◆ Problem to work on:
Leave out every picture. Copy exactly the lines from the one holding "Emit a single-file" through the one holding "const toggleNotification = ref(false);".

◆ Data extract:

## begin

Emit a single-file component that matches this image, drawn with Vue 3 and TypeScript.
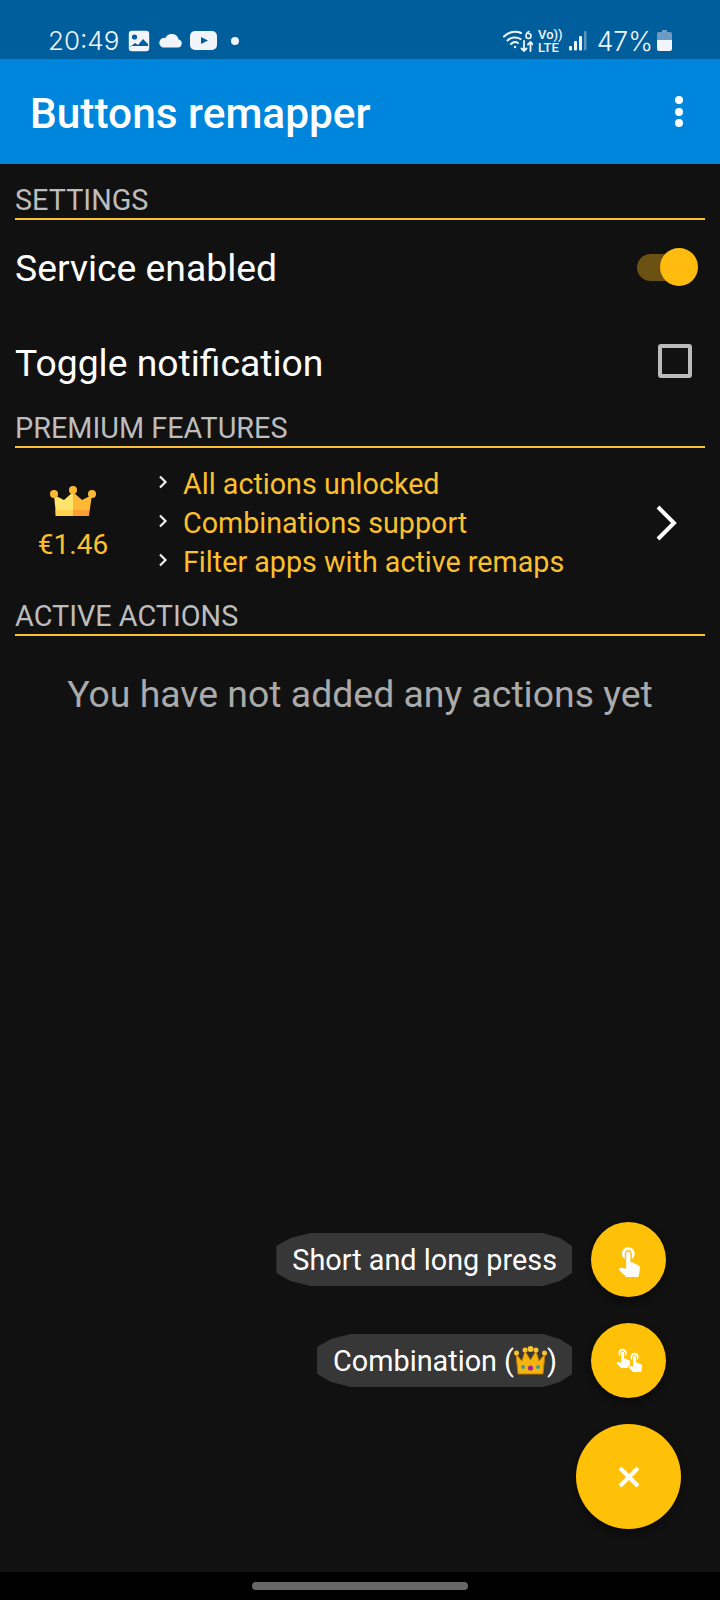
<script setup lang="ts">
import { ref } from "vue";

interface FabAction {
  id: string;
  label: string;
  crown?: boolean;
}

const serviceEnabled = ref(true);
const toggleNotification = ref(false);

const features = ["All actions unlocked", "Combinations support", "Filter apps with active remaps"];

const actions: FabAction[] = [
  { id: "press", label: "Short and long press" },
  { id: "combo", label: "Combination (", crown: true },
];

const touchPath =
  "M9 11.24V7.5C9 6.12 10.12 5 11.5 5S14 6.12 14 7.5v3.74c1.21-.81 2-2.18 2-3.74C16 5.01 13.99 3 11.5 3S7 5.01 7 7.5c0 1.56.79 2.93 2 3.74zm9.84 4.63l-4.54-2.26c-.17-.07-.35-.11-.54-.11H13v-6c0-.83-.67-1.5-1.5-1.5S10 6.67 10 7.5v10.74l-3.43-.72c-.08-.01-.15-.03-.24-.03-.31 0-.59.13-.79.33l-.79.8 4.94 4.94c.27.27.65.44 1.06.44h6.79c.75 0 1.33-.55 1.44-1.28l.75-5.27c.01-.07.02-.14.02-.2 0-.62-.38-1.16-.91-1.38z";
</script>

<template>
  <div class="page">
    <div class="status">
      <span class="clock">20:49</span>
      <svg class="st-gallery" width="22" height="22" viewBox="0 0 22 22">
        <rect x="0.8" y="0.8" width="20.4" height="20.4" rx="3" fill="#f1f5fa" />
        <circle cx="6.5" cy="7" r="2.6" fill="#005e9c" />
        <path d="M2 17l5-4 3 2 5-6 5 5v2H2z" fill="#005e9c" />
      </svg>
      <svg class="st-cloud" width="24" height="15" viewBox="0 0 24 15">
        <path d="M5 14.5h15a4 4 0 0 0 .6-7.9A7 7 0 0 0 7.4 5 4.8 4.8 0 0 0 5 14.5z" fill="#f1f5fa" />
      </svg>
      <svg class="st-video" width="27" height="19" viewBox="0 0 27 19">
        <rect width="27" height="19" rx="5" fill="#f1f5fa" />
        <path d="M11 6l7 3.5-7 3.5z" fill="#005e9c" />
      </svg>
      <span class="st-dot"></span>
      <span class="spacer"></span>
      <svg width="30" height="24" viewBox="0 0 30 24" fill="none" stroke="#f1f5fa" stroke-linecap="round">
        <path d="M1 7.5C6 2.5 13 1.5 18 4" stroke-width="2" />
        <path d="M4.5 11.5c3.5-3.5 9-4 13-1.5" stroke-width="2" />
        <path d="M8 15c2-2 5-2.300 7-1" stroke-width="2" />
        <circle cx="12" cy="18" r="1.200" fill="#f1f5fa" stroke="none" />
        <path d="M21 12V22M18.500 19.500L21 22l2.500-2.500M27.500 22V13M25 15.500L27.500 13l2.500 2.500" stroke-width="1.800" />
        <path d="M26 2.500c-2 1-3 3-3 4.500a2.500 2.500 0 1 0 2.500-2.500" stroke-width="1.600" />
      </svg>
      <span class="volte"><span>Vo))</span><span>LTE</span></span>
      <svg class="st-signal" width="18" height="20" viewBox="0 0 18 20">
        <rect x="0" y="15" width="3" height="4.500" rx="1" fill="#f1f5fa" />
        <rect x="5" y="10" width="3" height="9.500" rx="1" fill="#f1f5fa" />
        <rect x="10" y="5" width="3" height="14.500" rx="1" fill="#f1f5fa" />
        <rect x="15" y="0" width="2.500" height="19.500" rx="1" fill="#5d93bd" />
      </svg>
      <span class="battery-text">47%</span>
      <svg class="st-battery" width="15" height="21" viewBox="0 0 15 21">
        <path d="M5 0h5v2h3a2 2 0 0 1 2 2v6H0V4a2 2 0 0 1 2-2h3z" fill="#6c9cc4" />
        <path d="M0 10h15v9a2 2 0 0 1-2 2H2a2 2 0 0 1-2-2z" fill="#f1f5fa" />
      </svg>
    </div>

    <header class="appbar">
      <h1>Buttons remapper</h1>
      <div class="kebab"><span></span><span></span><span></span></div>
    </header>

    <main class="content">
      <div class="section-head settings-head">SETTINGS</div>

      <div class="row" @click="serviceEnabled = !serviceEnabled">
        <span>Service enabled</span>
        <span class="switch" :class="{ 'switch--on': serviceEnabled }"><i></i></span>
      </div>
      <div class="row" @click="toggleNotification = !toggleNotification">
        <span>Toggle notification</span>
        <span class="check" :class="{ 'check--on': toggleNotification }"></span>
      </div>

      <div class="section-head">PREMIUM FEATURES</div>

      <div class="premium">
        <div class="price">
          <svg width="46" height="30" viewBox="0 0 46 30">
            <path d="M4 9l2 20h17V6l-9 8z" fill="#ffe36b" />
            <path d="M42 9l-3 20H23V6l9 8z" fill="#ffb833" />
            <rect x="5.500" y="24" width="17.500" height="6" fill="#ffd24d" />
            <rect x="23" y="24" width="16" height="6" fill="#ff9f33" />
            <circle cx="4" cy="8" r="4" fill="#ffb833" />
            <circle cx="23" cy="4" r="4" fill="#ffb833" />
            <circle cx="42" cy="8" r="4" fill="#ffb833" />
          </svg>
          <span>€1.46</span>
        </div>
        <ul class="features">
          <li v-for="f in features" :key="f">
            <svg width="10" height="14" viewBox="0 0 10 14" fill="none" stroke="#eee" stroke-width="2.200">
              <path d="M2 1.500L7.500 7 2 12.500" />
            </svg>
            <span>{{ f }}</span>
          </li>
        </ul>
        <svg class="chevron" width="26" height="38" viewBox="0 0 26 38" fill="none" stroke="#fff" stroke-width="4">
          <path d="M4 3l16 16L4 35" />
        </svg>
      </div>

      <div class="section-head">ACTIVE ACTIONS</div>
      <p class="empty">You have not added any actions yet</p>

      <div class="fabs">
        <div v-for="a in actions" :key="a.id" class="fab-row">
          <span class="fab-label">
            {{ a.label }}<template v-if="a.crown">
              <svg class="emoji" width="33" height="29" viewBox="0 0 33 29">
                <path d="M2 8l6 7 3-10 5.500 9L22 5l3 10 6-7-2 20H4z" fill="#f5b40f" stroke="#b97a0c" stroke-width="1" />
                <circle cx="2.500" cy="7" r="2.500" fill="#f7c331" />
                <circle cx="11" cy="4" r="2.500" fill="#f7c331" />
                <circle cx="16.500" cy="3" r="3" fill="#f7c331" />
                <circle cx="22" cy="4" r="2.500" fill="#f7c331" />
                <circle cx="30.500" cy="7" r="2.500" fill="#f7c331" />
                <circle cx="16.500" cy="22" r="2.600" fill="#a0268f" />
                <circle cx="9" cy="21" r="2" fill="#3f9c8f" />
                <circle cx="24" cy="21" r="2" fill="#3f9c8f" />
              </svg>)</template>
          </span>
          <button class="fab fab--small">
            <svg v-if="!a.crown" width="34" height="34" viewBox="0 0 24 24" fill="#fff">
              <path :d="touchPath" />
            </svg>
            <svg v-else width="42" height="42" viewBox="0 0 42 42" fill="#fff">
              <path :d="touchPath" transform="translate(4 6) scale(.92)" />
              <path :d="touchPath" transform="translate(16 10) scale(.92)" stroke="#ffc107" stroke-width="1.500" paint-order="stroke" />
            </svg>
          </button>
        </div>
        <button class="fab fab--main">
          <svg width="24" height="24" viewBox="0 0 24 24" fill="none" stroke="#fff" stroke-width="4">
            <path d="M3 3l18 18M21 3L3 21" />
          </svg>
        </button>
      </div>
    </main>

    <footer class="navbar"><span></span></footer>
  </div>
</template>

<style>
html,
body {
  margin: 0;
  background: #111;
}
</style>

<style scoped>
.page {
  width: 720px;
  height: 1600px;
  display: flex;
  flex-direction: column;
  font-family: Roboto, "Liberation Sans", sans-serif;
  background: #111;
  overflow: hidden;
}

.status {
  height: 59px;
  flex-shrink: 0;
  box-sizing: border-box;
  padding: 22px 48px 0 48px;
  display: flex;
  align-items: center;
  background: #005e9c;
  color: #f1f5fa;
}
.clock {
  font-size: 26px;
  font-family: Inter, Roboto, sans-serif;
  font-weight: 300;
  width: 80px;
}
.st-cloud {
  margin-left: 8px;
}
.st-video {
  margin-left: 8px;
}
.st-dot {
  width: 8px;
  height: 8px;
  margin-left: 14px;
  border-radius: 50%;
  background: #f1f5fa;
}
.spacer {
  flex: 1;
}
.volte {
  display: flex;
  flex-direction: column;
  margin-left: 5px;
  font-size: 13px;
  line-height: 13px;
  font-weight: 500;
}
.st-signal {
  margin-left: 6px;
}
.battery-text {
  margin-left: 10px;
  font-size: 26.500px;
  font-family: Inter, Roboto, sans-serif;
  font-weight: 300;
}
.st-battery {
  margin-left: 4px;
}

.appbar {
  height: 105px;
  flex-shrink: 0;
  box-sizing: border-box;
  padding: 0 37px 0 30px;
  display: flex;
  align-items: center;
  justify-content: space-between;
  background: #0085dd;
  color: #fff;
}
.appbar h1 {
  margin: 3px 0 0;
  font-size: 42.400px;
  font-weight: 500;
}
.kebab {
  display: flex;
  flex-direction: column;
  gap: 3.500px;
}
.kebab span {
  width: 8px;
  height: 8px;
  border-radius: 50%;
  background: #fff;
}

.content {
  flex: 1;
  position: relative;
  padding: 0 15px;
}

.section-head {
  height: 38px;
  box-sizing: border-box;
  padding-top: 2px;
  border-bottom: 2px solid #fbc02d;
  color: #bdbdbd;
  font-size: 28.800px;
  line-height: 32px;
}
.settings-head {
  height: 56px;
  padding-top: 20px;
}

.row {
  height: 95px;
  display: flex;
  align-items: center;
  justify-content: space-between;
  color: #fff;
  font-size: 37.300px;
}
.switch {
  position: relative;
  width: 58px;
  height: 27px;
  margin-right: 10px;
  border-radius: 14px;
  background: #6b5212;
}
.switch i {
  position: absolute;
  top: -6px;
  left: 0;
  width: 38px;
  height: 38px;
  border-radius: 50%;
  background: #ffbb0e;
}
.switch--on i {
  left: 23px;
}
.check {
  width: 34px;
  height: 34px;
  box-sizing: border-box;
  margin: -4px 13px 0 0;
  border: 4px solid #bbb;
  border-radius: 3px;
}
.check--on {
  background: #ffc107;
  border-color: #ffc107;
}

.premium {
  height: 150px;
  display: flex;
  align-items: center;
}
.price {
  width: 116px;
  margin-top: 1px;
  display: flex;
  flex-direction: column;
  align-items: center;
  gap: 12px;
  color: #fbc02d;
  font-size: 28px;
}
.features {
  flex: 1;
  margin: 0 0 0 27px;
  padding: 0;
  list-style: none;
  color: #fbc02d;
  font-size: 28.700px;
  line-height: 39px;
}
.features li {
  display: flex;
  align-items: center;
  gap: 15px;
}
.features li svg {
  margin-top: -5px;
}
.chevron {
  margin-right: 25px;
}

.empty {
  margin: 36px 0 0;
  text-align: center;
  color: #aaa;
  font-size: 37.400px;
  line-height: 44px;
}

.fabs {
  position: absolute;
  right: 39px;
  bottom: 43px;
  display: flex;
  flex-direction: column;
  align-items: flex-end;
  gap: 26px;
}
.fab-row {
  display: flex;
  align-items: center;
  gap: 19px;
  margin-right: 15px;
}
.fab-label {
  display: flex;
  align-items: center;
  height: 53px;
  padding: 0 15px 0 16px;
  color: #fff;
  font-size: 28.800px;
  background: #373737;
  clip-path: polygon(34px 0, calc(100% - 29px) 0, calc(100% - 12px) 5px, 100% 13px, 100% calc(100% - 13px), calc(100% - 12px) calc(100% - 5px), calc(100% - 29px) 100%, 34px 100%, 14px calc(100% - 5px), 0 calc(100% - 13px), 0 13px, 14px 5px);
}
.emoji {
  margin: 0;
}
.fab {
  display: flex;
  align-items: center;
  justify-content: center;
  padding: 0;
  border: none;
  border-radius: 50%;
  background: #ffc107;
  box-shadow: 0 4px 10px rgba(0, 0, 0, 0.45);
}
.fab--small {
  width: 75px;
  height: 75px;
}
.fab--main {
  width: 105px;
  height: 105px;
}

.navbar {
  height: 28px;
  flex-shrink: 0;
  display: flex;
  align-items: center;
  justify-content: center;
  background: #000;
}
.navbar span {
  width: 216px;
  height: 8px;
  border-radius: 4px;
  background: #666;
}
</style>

## end
## begin

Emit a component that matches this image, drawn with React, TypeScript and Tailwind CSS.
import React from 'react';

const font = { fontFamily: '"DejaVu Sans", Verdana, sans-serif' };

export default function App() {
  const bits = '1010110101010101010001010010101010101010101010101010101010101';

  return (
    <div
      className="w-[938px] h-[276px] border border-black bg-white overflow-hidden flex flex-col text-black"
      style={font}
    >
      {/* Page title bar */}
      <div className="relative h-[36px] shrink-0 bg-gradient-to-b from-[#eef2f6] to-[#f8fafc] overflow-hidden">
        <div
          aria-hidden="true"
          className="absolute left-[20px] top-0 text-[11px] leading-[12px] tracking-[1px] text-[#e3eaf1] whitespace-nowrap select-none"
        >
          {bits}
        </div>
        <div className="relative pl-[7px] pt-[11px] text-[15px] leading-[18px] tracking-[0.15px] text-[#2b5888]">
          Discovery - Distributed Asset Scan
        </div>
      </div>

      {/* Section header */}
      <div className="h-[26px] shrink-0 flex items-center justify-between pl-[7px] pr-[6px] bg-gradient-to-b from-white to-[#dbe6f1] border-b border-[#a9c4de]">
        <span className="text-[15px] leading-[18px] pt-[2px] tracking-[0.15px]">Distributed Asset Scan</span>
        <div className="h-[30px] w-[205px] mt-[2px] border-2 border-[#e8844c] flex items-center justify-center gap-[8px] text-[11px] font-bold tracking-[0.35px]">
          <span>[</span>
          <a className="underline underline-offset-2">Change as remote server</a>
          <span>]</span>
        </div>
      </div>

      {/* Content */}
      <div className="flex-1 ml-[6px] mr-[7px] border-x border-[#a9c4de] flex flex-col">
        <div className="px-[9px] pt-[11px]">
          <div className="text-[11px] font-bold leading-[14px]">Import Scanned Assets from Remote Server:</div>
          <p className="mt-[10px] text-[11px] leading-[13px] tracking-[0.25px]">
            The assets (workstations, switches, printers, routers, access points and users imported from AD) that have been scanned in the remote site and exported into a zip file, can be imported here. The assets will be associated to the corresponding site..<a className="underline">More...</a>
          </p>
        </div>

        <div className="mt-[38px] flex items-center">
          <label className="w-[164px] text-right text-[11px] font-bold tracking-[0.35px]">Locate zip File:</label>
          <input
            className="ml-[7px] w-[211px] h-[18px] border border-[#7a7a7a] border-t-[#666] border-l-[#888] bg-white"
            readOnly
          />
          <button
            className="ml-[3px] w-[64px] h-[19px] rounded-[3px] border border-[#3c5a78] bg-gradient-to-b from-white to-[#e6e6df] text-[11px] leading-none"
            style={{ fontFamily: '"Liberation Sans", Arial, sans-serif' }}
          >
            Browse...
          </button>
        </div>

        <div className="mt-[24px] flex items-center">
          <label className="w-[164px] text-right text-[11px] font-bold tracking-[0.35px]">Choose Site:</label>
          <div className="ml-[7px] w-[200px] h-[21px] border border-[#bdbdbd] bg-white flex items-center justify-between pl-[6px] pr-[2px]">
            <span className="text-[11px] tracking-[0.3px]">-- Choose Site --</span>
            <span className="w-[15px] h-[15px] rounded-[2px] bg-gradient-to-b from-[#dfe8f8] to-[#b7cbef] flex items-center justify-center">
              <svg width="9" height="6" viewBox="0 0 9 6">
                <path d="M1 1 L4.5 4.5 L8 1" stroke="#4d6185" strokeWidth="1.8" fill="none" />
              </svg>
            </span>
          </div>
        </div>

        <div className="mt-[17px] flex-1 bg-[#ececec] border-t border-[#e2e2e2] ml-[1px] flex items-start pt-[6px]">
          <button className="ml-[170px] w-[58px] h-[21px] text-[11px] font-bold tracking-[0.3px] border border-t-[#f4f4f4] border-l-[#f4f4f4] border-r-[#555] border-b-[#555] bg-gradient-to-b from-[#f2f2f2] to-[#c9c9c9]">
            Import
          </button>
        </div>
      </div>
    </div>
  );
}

## end

◆ Completed exercise:
Emit a single-file component that matches this image, drawn with Vue 3 and TypeScript.
<script setup lang="ts">
import { ref } from "vue";

interface FabAction {
  id: string;
  label: string;
  crown?: boolean;
}

const serviceEnabled = ref(true);
const toggleNotification = ref(false);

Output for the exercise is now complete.